Improved power integration in SADC will better energy security

Despite having power stations, Botswana still imports electricity from Eskom
Despite having power stations, Botswana still imports electricity from Eskom

By now, South Africans are well versed with the issues that are plaguing the country’s biggest, and almost only, power provider, that has recently again left them in the dark.

State capture, high debts, lack of coal, an aging power station fleet, failures at the newly-built Medupi and Kusile power stations, poor maintenance of its older power stations, troublesome debtors and high costly diesel usage have left most convinced that Eskom has reached an irreversible critical point, as each one of these challenges further has the potential of being a fatal flaw.

Meanwhile, the planned unbundling of the utility can only exacerbate the problem as the Eskom’s generation business unit shall then be fully exposed as insolvent and unsustainable.

This all holds very serious ramifications for the South African economy, as well as the surrounding Southern African Development Community (SADC) region and has emerged as an urgent power crisis threatening the livelihoods of millions of citizens in Botswana, Zimbabwe, Zambia, Namibia, Mozambique, Lesotho and Swaziland; all countries that rely on electricity supplied by Eskom.

Eskom, in contrast, only imports power from the 1,920 MW Cahora Bassa hydroelectric generation station, in Mozambique, which recently suffered its own set of failures owing to the Idai tropical cyclone that ravaged the country in early March.

South Africa’s situation is made even more tenuous when Eskom’s generating capability falls below national demand requirements, as the power provider is unable to receive required support from neighbouring countries owing to transmission infrastructure constraints.

Over the last 25 years, there has been no investment in regional transmission interconnectors, which would allow countries to supply South Africa with much-needed electricity.

To date, the new renewable energy independent power providers supplying Eskom have been successful in assisting South Africa in meeting the Paris climate treaty objectives. However, these projects have failed to replace the necessary baseload power supply core to a stable power grid system.

There is such a thing as too many renewables and Eskom is failing partly because of its reliance on unstable power from the independent power producers. As overcapacity of renewables has caused strain on the country’s grid.

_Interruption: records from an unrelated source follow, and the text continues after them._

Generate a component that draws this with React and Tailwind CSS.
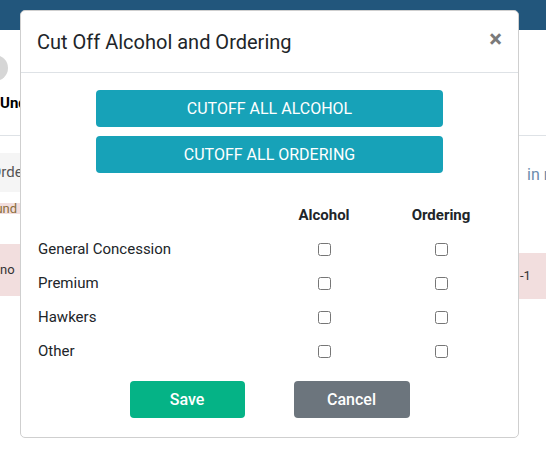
import React from 'react'

const ROWS = ['General Concession', 'Premium', 'Hawkers', 'Other']

function Backdrop() {
  return (
    <div className="flex flex-col">
      <div className="h-[30px] bg-[#22567c]" />
      <div className="relative h-[435px]">
        <div className="absolute left-[-18px] top-[25px] h-[26px] w-[26px] rounded-full bg-[#d6d6d6]" />
        <div className="absolute left-0 top-[62px] whitespace-nowrap text-[15px] font-bold text-black">Undelivered</div>
        <div className="absolute left-0 right-0 top-[105px] h-px bg-[#dee2e6]" />
        <div className="absolute left-[-10px] top-[123px] flex h-[39px] w-[70px] items-center whitespace-nowrap bg-[#f5f5f5] pl-[1px] text-[15px] text-[#555]">
          Orders
        </div>
        <div className="absolute left-[-28px] top-[173px] whitespace-nowrap bg-[#f2dede] px-1 text-[13px] leading-[11px] text-[#8a6d3b]">
          Refund
        </div>
        <div className="absolute left-0 top-[214px] flex h-[52px] w-[60px] items-center bg-[#f2dede] text-[13px] text-[#333]">
          no
        </div>
        <div className="absolute left-[527px] top-[133px] whitespace-nowrap text-[16px] text-[#6a8cad]">in review</div>
        <div className="absolute left-[518px] top-[223px] flex h-[46px] w-[40px] items-center bg-[#f2dede] pl-[2px] text-[13px] text-[#333]">
          -1
        </div>
      </div>
    </div>
  )
}

export default function App() {
  return (
    <div className="relative h-[465px] w-[546px] overflow-hidden bg-white font-['Roboto',sans-serif] text-[#212529]">
      <Backdrop />
      <div className="absolute left-[20px] top-[10px] w-[499px] rounded-[5px] border border-[#cfcfcf] bg-white">
        <div className="flex h-[62px] items-center justify-between border-b border-[#dee2e6] pl-4 pr-4">
          <h5 className="text-[20px] leading-none">Cut Off Alcohol and Ordering</h5>
          <button className="mb-[6px] text-[24px] font-bold leading-none text-[#7a7a7a]">×</button>
        </div>

        <div className="flex flex-col items-center gap-[9px] pt-[17px]">
          <button className="h-[37px] w-[347px] rounded-[4px] bg-[#17a2b8] text-[16px] uppercase text-white">
            Cutoff all alcohol
          </button>
          <button className="h-[37px] w-[347px] rounded-[4px] bg-[#17a2b8] text-[16px] uppercase text-white">
            Cutoff all ordering
          </button>
        </div>

        <div className="mt-[25px] grid grid-cols-[227px_118px_116px] pl-[17px] text-[15px]">
          <div className="h-[34px]" />
          <div className="flex h-[34px] items-center justify-center font-bold">Alcohol</div>
          <div className="flex h-[34px] items-center justify-center font-bold">Ordering</div>
          {ROWS.map((r) => (
            <React.Fragment key={r}>
              <div className="flex h-[34px] items-center">{r}</div>
              <div className="flex h-[34px] items-center justify-center">
                <input type="checkbox" className="h-[13px] w-[13px]" />
              </div>
              <div className="flex h-[34px] items-center justify-center">
                <input type="checkbox" className="h-[13px] w-[13px]" />
              </div>
            </React.Fragment>
          ))}
        </div>

        <div className="mt-[13px] flex justify-center gap-[49px] pb-[19px]">
          <button className="h-[37px] w-[115px] rounded-[4px] bg-[#05b386] text-[16px] font-medium text-white">Save</button>
          <button className="h-[37px] w-[116px] rounded-[4px] bg-[#6c757d] text-[16px] font-medium text-white">Cancel</button>
        </div>
      </div>
    </div>
  )
}
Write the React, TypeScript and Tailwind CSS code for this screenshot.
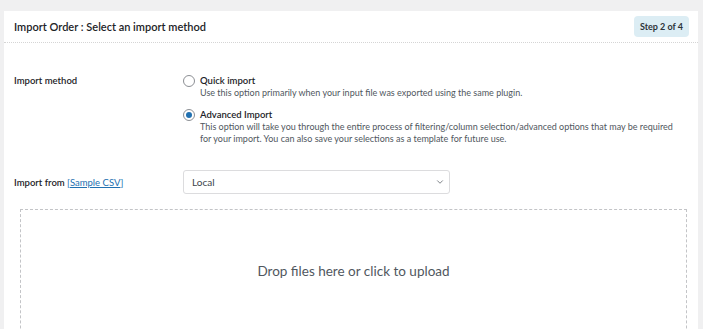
import { ChevronDown } from "lucide-react";

function Radio({ checked }: { checked?: boolean }) {
  return (
    <span className="mt-[1px] flex h-[12px] w-[12px] shrink-0 items-center justify-center rounded-full border border-[#8c8f94] bg-white">
      {checked && <span className="h-[6px] w-[6px] rounded-full bg-[#2271b1]" />}
    </span>
  );
}

export default function App() {
  return (
    <div
      className="h-[329px] w-[703px] overflow-hidden bg-[#f0f0f1] pl-[4px] pr-[5px] pt-[11px] text-[#1d2327]"
      style={{ fontFamily: 'Lato, "Noto Sans", sans-serif' }}
    >
      <div className="h-full bg-white">
        {/* Header */}
        <div className="flex h-[32px] items-center justify-between border-b border-dotted border-[#d5d5d5] pl-[10px] pr-[9px]">
          <h2 className="text-[11px] font-semibold leading-none text-[#1d2327]">
            Import Order : Select an import method
          </h2>
          <span className="rounded-[4px] bg-[#dcedf4] px-[6px] py-[6px] text-[9px] font-bold leading-none text-[#2c3338]">
            Step 2 of 4
          </span>
        </div>

        {/* Body */}
        <div className="pl-[10px] pr-[12px] pt-[31px]">
          <div className="flex">
            <div className="w-[169px] shrink-0 text-[9.5px] font-semibold leading-[13px]">Import method</div>
            <div className="flex flex-col gap-[9px]">
              <label className="flex gap-[5px]">
                <Radio />
                <div>
                  <div className="text-[9.5px] font-semibold leading-[13px]">Quick import</div>
                  <p className="text-[9px] leading-[12px] text-[#50575e]">
                    Use this option primarily when your input file was exported using the same plugin.
                  </p>
                </div>
              </label>
              <label className="flex gap-[5px]">
                <Radio checked />
                <div>
                  <div className="text-[9.5px] font-semibold leading-[13px]">Advanced Import</div>
                  <p className="text-[9px] leading-[12px] text-[#50575e]">
                    This option will take you through the entire process of filtering/column selection/advanced options that may be required for your import. You can also save your selections as a template for future use.
                  </p>
                </div>
              </label>
            </div>
          </div>

          <div className="mt-[25px] flex items-center">
            <div className="w-[169px] shrink-0 text-[9.5px] font-semibold leading-[13px]">
              Import from{" "}
              <span className="font-normal text-[#2271b1]">
                [<span className="underline">Sample CSV</span>]
              </span>
            </div>
            <div className="flex h-[24px] w-[267px] items-center justify-between rounded-[3px] border border-[#dcdcde] pl-[8px] pr-[4px] text-[10px] text-[#3c434a]">
              <span>Local</span>
              <ChevronDown size={10} strokeWidth={1.75} className="text-[#50575e]" />
            </div>
          </div>

          <div className="mt-[15px] ml-[6px] flex h-[160px] w-[667px] items-start justify-center border border-dashed border-[#c3c4c7] pt-[51px]">
            <span className="text-[13.5px] text-[#50575e]">Drop files here or click to upload</span>
          </div>
        </div>
      </div>
    </div>
  );
}
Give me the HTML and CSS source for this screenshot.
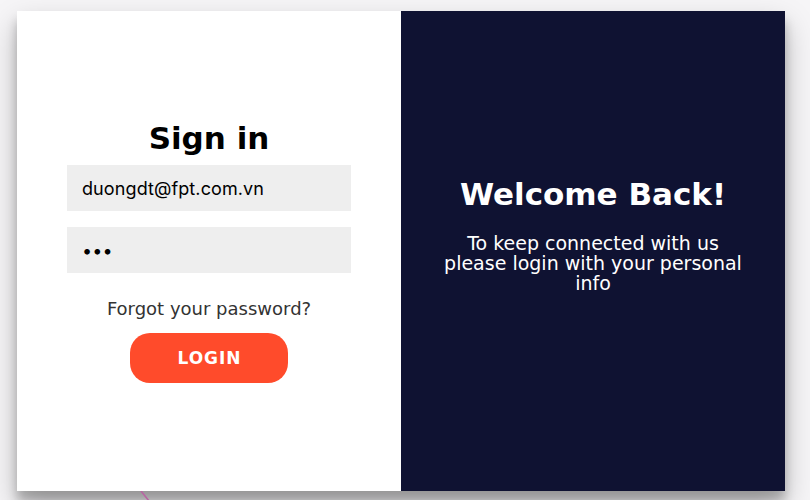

South Africa is in desperate need of new cheap sources of baseload electricity. Coal and hydro are currently the only economically viable sources of baseload electricity identified in the region to date.

How regional power integration will contribute to regional power integration

This has been an objective of the SADC nations since the formation of the Southern African Power Pool (SAPP) in August 1995.

Closer relationships and regional integration have been championed by SADC members to enable corporation amongst neighbouring countries to secure low-cost, reliable power.

In South Africa, the government has authorised a determination aimed at purchasing 3, 750 MW of coal-generated baseload electricity sources outside the country’s borders.

The purpose of the Cross-Border Determination is to ensure energy security for South Africa and to facilitate the construction of the transmission interconnectors between South Africa and its neighbours.

Zambia, Mozambique and the DRC have plans to produce over 25,000 MW of baseload power from hydroelectric facilities, which through this determination, will be able to supply Eskom and South Africa.

While hydroelectric power is an essential part of South Africa’s planned energy mix and clean energy future, there is, unfortunately, no hydro potential in the country.

This means that South Africa is reliant on imported hydropower. The cross-border programme would facilitate the transmission interconnections needed for South Africa to import hydroelectric power.

Following the execution of the Cross-Border Determination in May 2016, the then Minister of Energy succinctly explained the rationale in a speech to the South African National Assembly:

“The cross-border coal programme . . . facilitates the construction of the transmission interconnectors between South Africa and our neighbours. Transmission interconnectors are critical if we are to import power from the hydropower projects in the DRC, the Grand Inga, and in Zambia and Mozambique such as Cahora Bassa North Bank and Mpanda Nkuwa. This also gives the respective transit countries the necessary comfort that the interconnections are in their national interest and not just for the benefit of South Africa.”

With the Eskom power generation debacle gradually unfolding into potentially the biggest economic disaster of South Africa, it is paramount that all avenues to return energy security to the region is not only pursued but implemented with the great urgency and attention that the power crisis commands.

Regional power integration and the import of cross border generated power might not be the only solution; however, it is one that will have a significant impact.

Background to the planned interconnectors

The ZIZABONA line will allow the export or import of more power and trade in energy between the four countries of Zimbabwe, Botswana, Namibia and Zambia.

ZIZABONA will create a new Western Transmission Corridor in the Southern African grid, which is identified as a priority project by the SAPP.

In addition to reducing transmission losses and increasing reliability, ZIZABONA will serve to ease congestion on the north-south transmission corridor through Zimbabwe to South Africa as well as on the north-south corridor in South Africa between the Matimba power station and Cape Town.

The BOSA line will also boost connectivity and electricity trading and significantly increase the amount of power that can move between Botswana and South Africa, as well as other neighbouring countries to improve security and reliability of power supply.